The Manasollasa is a 12th Century guide to Indian culture, from politics to dance compiled by Someshvara III, king of the Deccan empire of Chalukya. The Third Book is devoted to cuisine both vegetarian and non-vegetarian. A recipe for fish:

“Cut fishes into pieces and wash them well. Cook along with tamarind juice. Sprinkle well with wheat flour; fry in heated oil until brown. Add rock salt. Sprinkle powdered cardamom and pepper.” 

Yinshan Zhengyao

Tugh Temur

The first Chinese cookbook was written in 1330 and was also a medical text. Called the Yinshan Zhengyao, or “Essential Knowledge for Drinking and Feasting,” it was assembled by Hu Sihui and presented to Emperor Tugh Temur of the Mongol court. 

Hu Sihui is believed to have been of Turkic origin and many of his recipes seem to have been brought over from the Middle East, and therefore, share some of the habits of all the previous cookbooks. He was working during the Yuan Dynasty, which was Mongol, and the culture and cuisine of the nomadic peoples of Central Asia had a monumental affect on Asian and European societies, which may account for the similarities in cooking from Beijing to Marseilles, where you find meats stewed with fruits and exotic spices. 

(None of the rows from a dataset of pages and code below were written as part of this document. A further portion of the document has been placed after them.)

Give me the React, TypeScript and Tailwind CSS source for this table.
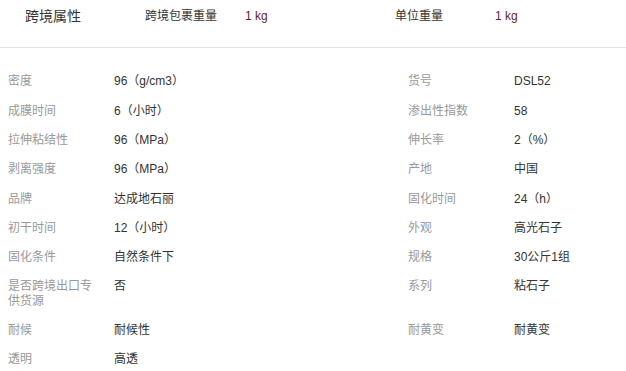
const font = { fontFamily: '"Liberation Sans", "Noto Sans CJK SC", sans-serif' };

const rows: [string, string, string?, string?][] = [
  ['密度', '96（g/cm3）', '货号', 'DSL52'],
  ['成膜时间', '6（小时）', '渗出性指数', '58'],
  ['拉伸粘结性', '96（MPa）', '伸长率', '2（%）'],
  ['剥离强度', '96（MPa）', '产地', '中国'],
  ['品牌', '达成地石丽', '固化时间', '24（h）'],
  ['初干时间', '12（小时）', '外观', '高光石子'],
  ['固化条件', '自然条件下', '规格', '30公斤1组'],
  ['是否跨境出口专供货源', '否', '系列', '粘石子'],
  ['耐候', '耐候性', '耐黄变', '耐黄变'],
  ['透明', '高透'],
];

const Cell = ({ label, value }: { label?: string; value?: string }) => (
  <div className="flex py-[7.4px] pl-2">
    <div className="w-[92px] shrink-0 text-[#999]">{label}</div>
    <div className="pl-[14px] text-[#333]">{value}</div>
  </div>
);

export default function App() {
  return (
    <div className="w-[626px] h-[371px] overflow-hidden bg-white text-[12px] leading-[14.5px]" style={font}>
      {/* Cross-border attributes */}
      <div className="flex items-center h-[48px] pb-[14px] border-b border-[#e5e5e5]">
        <div className="w-[145px] pl-[25px] text-[14px] text-[#333]">跨境属性</div>
        <div className="w-[100px] text-[#333]">跨境包裹重量</div>
        <div className="w-[150px] text-[#5e1f2e]">1 kg</div>
        <div className="w-[100px] text-[#333]">单位重量</div>
        <div className="text-[#5e1f2e]">1 kg</div>
      </div>

      <div className="grid grid-cols-[400px_400px] pt-[19px]">
        {rows.map(([l1, v1, l2, v2], i) => (
          <div key={i} className="contents">
            <Cell label={l1} value={v1} />
            <Cell label={l2} value={v2} />
          </div>
        ))}
      </div>
    </div>
  );
}
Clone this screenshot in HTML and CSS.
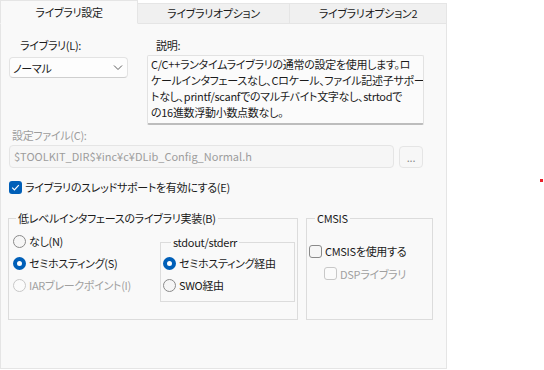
FILE: index.html
```html
<!DOCTYPE html>
<html>
<head>
    <title>ライブラリ設定</title>
    <link rel="stylesheet" href="styles.css">
</head>
<body>
    <div class="dialog">
        <div class="tabs">
            <div class="tab active">ライブラリ設定</div>
            <div class="tab tab-mid">ライブラリオプション</div>
            <div class="tab tab-last">ライブラリオプション2</div>
        </div>
        <div class="panel">
            <div class="top">
                <div class="lib-col">
                    <div class="lib-label">ライブラリ(L):</div>
                    <div class="select">
                        <span>ノーマル</span>
                        <svg class="chevron" width="10" height="6" viewBox="0 0 10 6"><path d="M1 0.5 L5 4.5 L9 0.5" fill="none" stroke="#5c5c5c" stroke-width="1"/></svg>
                    </div>
                </div>
                <div class="desc-col">
                    <div class="desc-label">説明:</div>
                    <div class="desc">C/C++ランタイムライブラリの通常の設定を使用します。ロ<br>ケールインタフェースなし、Cロケール、ファイル記述子サポー<br>トなし、printf/scanfでのマルチバイト文字なし、strtodで<br>の16進数浮動小数点数なし。</div>
                </div>
            </div>

            <div class="config-label">設定ファイル(C):</div>
            <div class="config-row">
                <div class="path">$TOOLKIT_DIR$¥inc¥c¥DLib_Config_Normal.h</div>
                <div class="browse">...</div>
            </div>

            <div class="check-row thread">
                <span class="box checked">
                    <svg width="13" height="13" viewBox="0 0 13 13"><path d="M3.2 6.6 L5.4 8.8 L9.8 4.2" fill="none" stroke="#fff" stroke-width="1.2"/></svg>
                </span>
                ライブラリのスレッドサポートを有効にする(E)
            </div>

            <div class="groups">
                <fieldset class="group low">
                    <legend>低レベルインタフェースのライブラリ実装(B)</legend>
                    <div class="low-body">
                        <div class="radios">
                            <div class="radio-row"><span class="radio"></span>なし(N)</div>
                            <div class="radio-row"><span class="radio on"></span>セミホスティング(S)</div>
                            <div class="radio-row disabled"><span class="radio"></span>IARブレークポイント(I)</div>
                        </div>
                        <fieldset class="group sub">
                            <legend>stdout/stderr</legend>
                            <div class="radio-row"><span class="radio on"></span>セミホスティング経由</div>
                            <div class="radio-row"><span class="radio"></span>SWO経由</div>
                        </fieldset>
                    </div>
                </fieldset>
                <fieldset class="group cmsis">
                    <legend>CMSIS</legend>
                    <div class="check-row cm-row"><span class="box"></span>CMSISを使用する</div>
                    <div class="check-row cm-row dsp disabled"><span class="box"></span>DSPライブラリ</div>
                </fieldset>
            </div>
        </div>
    </div>
    <div class="dot"></div>
</body>
</html>
```

FILE: styles.css
```css
* {
    box-sizing: border-box;
}
body {
    margin: 0;
    background: #fff;
    font-family: "Noto Sans CJK JP", "Noto Sans", sans-serif;
    font-size: 11px;
    letter-spacing: -0.3px;
    font-feature-settings: "palt";
    line-height: 16px;
    color: #1b1b1b;
}
.dialog {
    width: 447px;
}
.tabs {
    display: flex;
    align-items: flex-end;
    height: 24px;
}
.tab {
    height: 21px;
    border: 1px solid #e5e5e5;
    border-left: none;
    background: #f0f0f0;
    text-align: center;
    line-height: 19px;
}
.tab.active {
    width: 138px;
    height: 24px;
    border-left: 1px solid #e5e5e5;
    border-bottom-color: #f9f9f9;
    background: #f9f9f9;
    line-height: 22px;
}
.tab-mid {
    width: 152px;
}
.tab-last {
    width: 157px;
}
.panel {
    height: 345px;
    border: 1px solid #e5e5e5;
    border-top: none;
    background: #f9f9f9;
    padding-top: 13px;
}
.top {
    display: flex;
}
.lib-col {
    margin-left: 8px;
    width: 119px;
}
.lib-label {
    padding-left: 11px;
}
.select {
    margin-top: 4px;
    height: 21px;
    border: 1px solid #e3e3e3;
    border-bottom-color: #cfcfcf;
    border-radius: 4px;
    background: #fdfdfd;
    display: flex;
    align-items: center;
    justify-content: space-between;
    padding: 0 4px 0 3px;
}
.chevron {
    margin-top: 1px;
}
.desc-col {
    margin-left: 19px;
    width: 277px;
}
.desc-label {
    padding-left: 9px;
}
.desc {
    margin-top: 2px;
    height: 70px;
    border: 1px solid #e2e2e2;
    border-bottom: 2px solid #bdbdbd;
    border-radius: 2px;
    background: #fbfbfb;
    padding: 0 3px;
    white-space: nowrap;
    overflow: hidden;
}
.config-label {
    margin-top: 2px;
    padding-left: 11px;
    color: #9d9d9d;
}
.config-row {
    display: flex;
    margin: 2px 0 0 8px;
}
.path {
    width: 385px;
    height: 23px;
    border: 1px solid #e5e5e5;
    border-radius: 4px;
    background: #f6f6f6;
    color: #9d9d9d;
    padding-left: 4px;
    line-height: 21px;
    letter-spacing: 0;
}
.browse {
    margin: 1px 0 0 5px;
    width: 24px;
    height: 22px;
    border: 1px solid #e5e5e5;
    border-radius: 4px;
    background: #f7f7f7;
    color: #8a8a8a;
    text-align: center;
    line-height: 20px;
}
.check-row {
    display: flex;
    align-items: center;
}
.thread {
    margin: 11px 0 0 8px;
    height: 16px;
}
.box {
    width: 13px;
    height: 13px;
    border: 1px solid #8a8a8a;
    border-radius: 3px;
    background: #f6f6f6;
    margin-right: 3px;
    flex: none;
}
.box.checked {
    border: none;
    background: #005fb8;
}
.box svg {
    display: block;
}
.groups {
    display: flex;
    margin: 15px 0 0 7px;
}
.group {
    margin: 0;
    border: 1px solid #dcdcdc;
    padding: 0;
    min-width: 0;
}
.group legend {
    padding: 0 2px;
    line-height: 16px;
}
.low {
    width: 290px;
    padding: 4px 0 17px 0;
}
.low legend {
    margin-left: 7px;
}
.low-body {
    display: flex;
}
.radios {
    width: 151px;
    padding-left: 4px;
}
.radio-row {
    display: flex;
    align-items: center;
    height: 22px;
}
.radio {
    width: 13px;
    height: 13px;
    border: 1px solid #8a8a8a;
    border-radius: 50%;
    background: #f6f6f6;
    margin-right: 3px;
    flex: none;
}
.radio.on {
    border: 4px solid #005fb8;
    background: #fff;
}
.disabled {
    color: #a0a0a0;
}
.disabled .radio, .disabled .box {
    border-color: #c8c8c8;
    background: #fbfbfb;
}
.sub {
    width: 135px;
    margin-top: 4px;
    padding: 2px 0 5px 2px;
}
.sub legend {
    margin-left: 8px;
}
.cmsis {
    width: 127px;
    margin-left: 8px;
    padding: 14px 0 28px 2px;
}
.cmsis legend {
    margin-left: 6px;
}
.cm-row {
    height: 22px;
}
.dsp {
    height: 23px;
    padding-left: 15px;
}
.dot {
    position: absolute;
    left: 540px;
    top: 179px;
    width: 3px;
    height: 3px;
    background: #e8202a;
}
```
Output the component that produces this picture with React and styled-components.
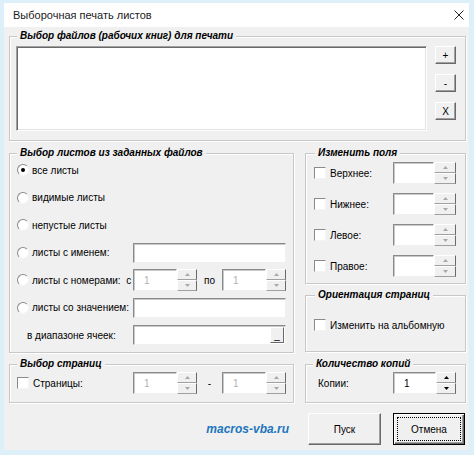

One recipe, for Wolf Soup calls for: “Wolf meat (leg: bone and cut up),  cardamom, black pepper, kasini (powdered chickory), turmeric, saffron.  Boil together into a soup. Adjust flavors of everything using onions, sauce, salt, and vinegar.”

The author was primarily a physician and was likely the first to discover the link between nutritional deficiencies and disease. A recipe for mutton stew says “it supplements and increases, warms the center, and accords qi [the life force, literally ‘air’].” 

That Pan-Eurasian food culture lasts through the Middle Ages in Europe, but a more Western style of cuisine begins to emerge in the as the Medieval morphed into the Renaissance. Apicius still stood as the model for the kitchen staff of the wealthy, but at least in northern Europe, a different sort of cookbook began to emerge. And after about 1500 CE, the Columbian Exchange brought a whole new pantry of ingredients.